Part two of the Shorts story, if you remember I was just about to go into the cottage.
I walked up to the front door, hesitating for a moment before turning the knob to breath in the leathery sweetness of cow dung that hung in the air…
It opened into a typical Devonian slate floor and wainscoted cross passage – dark, cool, mould-green, damp-wool musty – leading to a small, whitewashed, slate-shelved dairy with an unglazed barred window. Half way down the passage a door took me into the main living area where the air changed into a warm thick soup of boiled flannels, wood smoke and acrid, sulphurous coal. Cluster flies buzzed clumsily around the room, bomping into my head and hair with furious, accelerated bizzing. Waving my arms frantically to dislodge them, they flew, kamikaze-style, into the closed cobwebbed windows. Cracked, nicotine-yellow linoleum covered uneven quarry tiles; beams, wainscot and window seat had been decorated many years ago in dark brown wood-grain paint. A large, low, tarry open fire place and bread oven housed a battered solid-fuel range extruding decapitated bits of copper piping, though one intact length disappeared through the blocked off chimney space only to reappear in intestinal loops ending with a large farmyard tap over a chipped enamel sink: the hot water system.
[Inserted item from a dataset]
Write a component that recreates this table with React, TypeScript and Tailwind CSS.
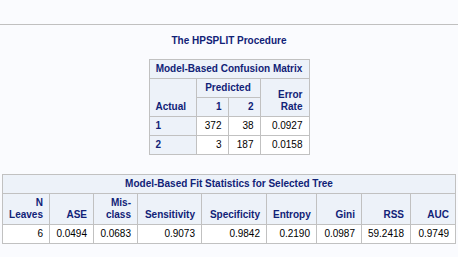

A tongue and groove partition had been built along the length of the living area and a narrow opening led into a tiny front parlour containing an absurd, but perfectly tiled, thirties fireplace. From the corner of this room the cupboard stairs led to the single open sleeping area above.
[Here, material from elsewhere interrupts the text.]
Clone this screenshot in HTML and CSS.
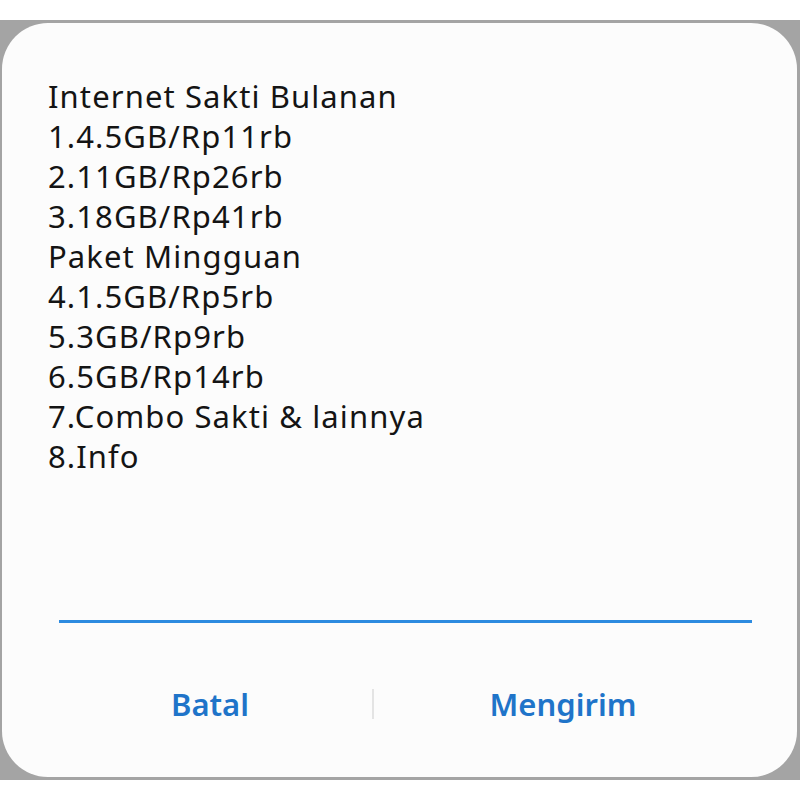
FILE: index.html
```html
<!DOCTYPE html>
<html lang="id">
  <head>
    <meta charset="UTF-8" />
    <meta name="viewport" content="width=device-width, initial-scale=1.0" />
    <title>USSD</title>
    <link rel="stylesheet" href="styles.css">
  </head>
  <body>
    <div class="screen">
      <div class="dialog">
        <div class="message">
          <p>Internet Sakti Bulanan</p>
          <p>1.4.5GB/Rp11rb</p>
          <p>2.11GB/Rp26rb</p>
          <p>3.18GB/Rp41rb</p>
          <p>Paket Mingguan</p>
          <p>4.1.5GB/Rp5rb</p>
          <p>5.3GB/Rp9rb</p>
          <p>6.5GB/Rp14rb</p>
          <p>7.Combo Sakti &amp; lainnya</p>
          <p>8.Info</p>
        </div>
        <div class="reply">
          <div class="reply-line"></div>
        </div>
        <div class="button-group">
          <button class="cancel-button">Batal</button>
          <span class="divider"></span>
          <button class="send-button">Mengirim</button>
        </div>
      </div>
    </div>
  </body>
</html>
```

FILE: styles.css
```css
body {
  margin: 0;
  background-color: #ffffff;
  font-family: "Noto Sans", "DejaVu Sans", sans-serif;
}
.screen {
  margin-top: 20px;
  height: 760px;
  box-sizing: border-box;
  padding: 3px 3px 3px 2px;
  background-color: #a4a4a4;
}
.dialog {
  height: 100%;
  box-sizing: border-box;
  border-radius: 46px;
  background-color: #fcfcfc;
  display: flex;
  flex-direction: column;
  padding-top: 53px;
}
.message {
  padding-left: 46px;
  color: #141414;
  font-size: 31px;
  letter-spacing: 1.1px;
  line-height: 40px;
}
.message p {
  margin: 0;
}
.reply {
  margin-top: auto;
  padding: 0 45px 0 57px;
}
.reply-line {
  height: 3px;
  background-color: #2d8be0;
}
.button-group {
  display: flex;
  align-items: center;
  height: 154px;
  padding: 8px 45px 0 46px;
  box-sizing: border-box;
}
.button-group button {
  border: none;
  background: none;
  font-family: "Noto Sans", "DejaVu Sans", sans-serif;
  font-size: 31px;
  font-weight: 600;
  color: #1f74c9;
  cursor: pointer;
  padding: 10px 0;
}
.cancel-button {
  flex: 0 0 324px;
}
.send-button {
  flex: 1;
}
.divider {
  width: 2px;
  height: 30px;
  background-color: #e4e4e4;
}
```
I wandered round in a semi daze taking in the primitive cottage, my mind full of doubts and fears – could I really live, survive and bring up a family here?
An impatient bleating from outside brought me back to the present. I ran down the stairs and out into the dusty, heat-shimmering farmyard, where our battered yellow landrover (ex electricity board) sat attached to a long homemade trailer piled high with a tottering, teetering mountain of what looked like detritus. At one end of the trailer we’d built a small wooden contraption to transport my two goats and hens down to Devon. I pulled opened the latched gate whereupon Pixie and Cherry exploded into the yard, looking about them with intense curiosity. Quickly catching hold of them, I went to look for a safe, suitable place for them to graze before returning to unpack the hens and the rest of our worldly goods.